Inhalt
Ein junger Kunstlehrer aus Istanbul leistet seit vier Jahren seinen Pflichtdienst in einem abgelegenen Dorf in Anatolien. Er verrichtet seine Arbeit gewissenhaft, wartet aber, trotz einer Affäre mit seiner Kollegin, nur darauf, die Trostlosigkeit der türkischen Peripherie so schnell wie möglich wieder verlassen zu können. Nach einer Reihe von Ereignissen schwindet aber Hoffnung immer mehr – und der Lehrer offenbart Züge, die ihn als völlig anderen Menschen ausweisen.
Kritik
Seit Nuri Bilge Ceylans letzten Filmen scheint sich kaum etwas verändert zu haben: Weder die kargen, weiten Landschaften noch die gesprächsdurstigen Figuren und erst Recht nicht die üppige Laufzeit, die mit den 197 Minuten seines aktuellsten Films sogar um eine Minute länger ist als sein bisher längster Spielfilm Winterschlaf. Und wieder ist es eine türkische Provinz, in der Ceylan sein Brennglas ansetzt. Eine, die durch den starken Schneefall noch abgelegener wirkt als ohnehin, und die nicht nur durch ihre eisige Wetterlage zur kühlen distanzierten Kulisse des überlangen, zwischen Kontrolle und Kontrollverlust wandelnden Dialog-Kolosses wird.
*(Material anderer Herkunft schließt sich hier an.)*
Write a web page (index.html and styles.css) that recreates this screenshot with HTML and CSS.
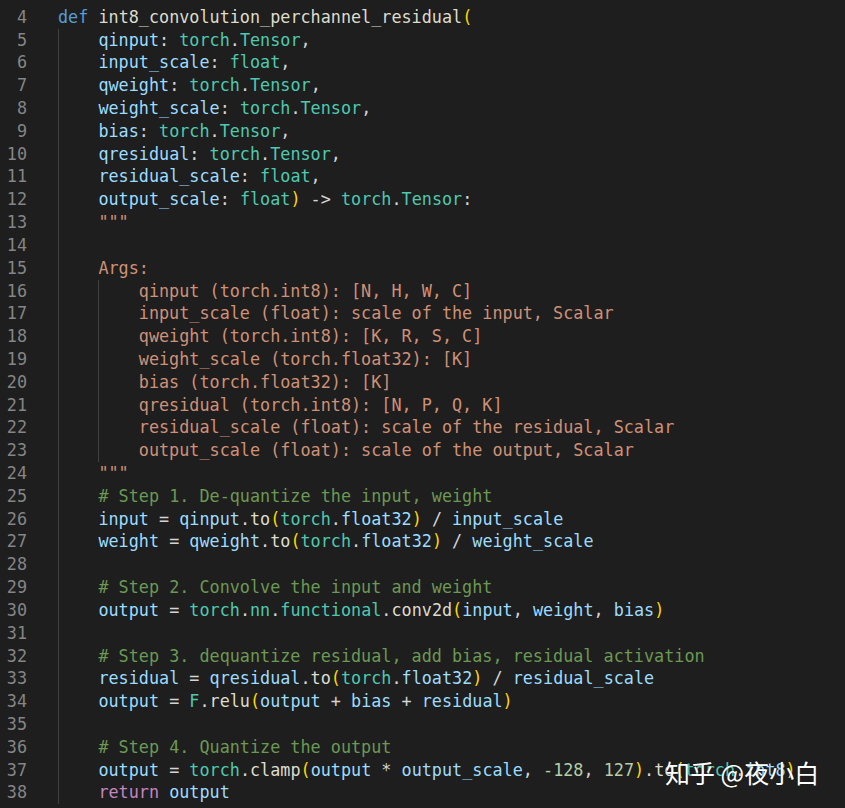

Hauptfigur dieses ist ein junger Kunstlehrer im letzten Halbjahr seines Pflichtdienstes. Die Sehnsucht nach einem Ende des Lehrdienstes lockt, die Gedanken an eine Arbeit in der Großstadt sind mehr als ferne Hirngespinste. Entkommen lässt Ceylan die von Deniz Celiloglu (Sind wir soweit?) gespielte Figur dem abgelegenen anatolischen Dorf aber nicht: vorher sind einige Dinge zu klären, wie die unversehens im Raum stehenden Belästigungsvorwürfe, die nicht nur die inneren und äußeren Konflikte der Hauptfigur beschleunigen. Der Umgang mit diesen beleuchtet zudem Samets egoistisch-fragiles Selbstverständnis und offenbart in einer von fehlender Reflexion und Unprofessionalität geprägten Abwärtsspirale nach und nach einen der schwierigsten Protagonisten Ceylans Filmografie.
Der Gegenstand der Belästigungsvorwürfe ist aber nur Anstoßpunkt viel weitreichender Gespräche, denen der Film in langen Einstellungen förmlich erliegt. Eine persönliche Schuldfrage, mit der sich der Protagonist aufgrund seines Egos und seines Umfeldes nie wirklich konfrontiert sieht, gerät in den Hintergrund grundlegender, existentialistischer Dialoge um den Zustand der Gesellschaft und Ideologien, die mitunter fesselnde Einzelmomente kreieren. Darin sind Einblicke in die patriarchalen Machtstrukturen und deren Legitimierung und Folgen für Vorwürfe und übergriffe Verhalten nur beiläufige Bestandsaufnahmen, aber keine Themen, denen sich das einzig von einem erzwungenen Meta-Intermezzo aufgebrochene Drama wirklich tiefgründig widmen möchte.
Streng reihen sich in diesem ausführliche Gespräche aneinander, die moralisches Verständnis, die Vergangenheit oder eigene Vorstellungen der Figuren auszuloten versuchen. Lichtblicke in dem von männerdominierten Geschehen setzt die für ihre Rolle in Cannes als beste Darstellerin ausgezeichnete Merve Dizdar (Ersan Kuneri)als Lehrerin und Bindeglied eines kitschfreien Beziehungsdreiecks. Ihr gehören die einnehmendsten Szenen, auch weil ihre Figur jene Konfrontation sucht, die die Hauptfigur nötig hat. Von Nahaufnahmen oder wortlosen Inneneinsichten hält sich Ceylan jedoch wie gewohnt zurück. Es scheint schließlich immer etwas zu diskutieren zu geben: sowohl im Film selbst, als auch über den Film, dessen Voice-Over-Ende nicht zuletzt mit faden Beigeschmack entlässt.
Fazit
Es war einmal mehr in Anatolien: Mit „Auf trockenen Gräsern“ setzt Nuri Bilge Ceylan seinen Stil ohne Veränderungen fort und liefert erneut ein überlanges, äußerst redseliges wie gelegentlich unentschlossenes Spielfilmdrama, welches strapazierenderweise kaum von der Perspektive seiner egozentrischen Hauptfigur weicht.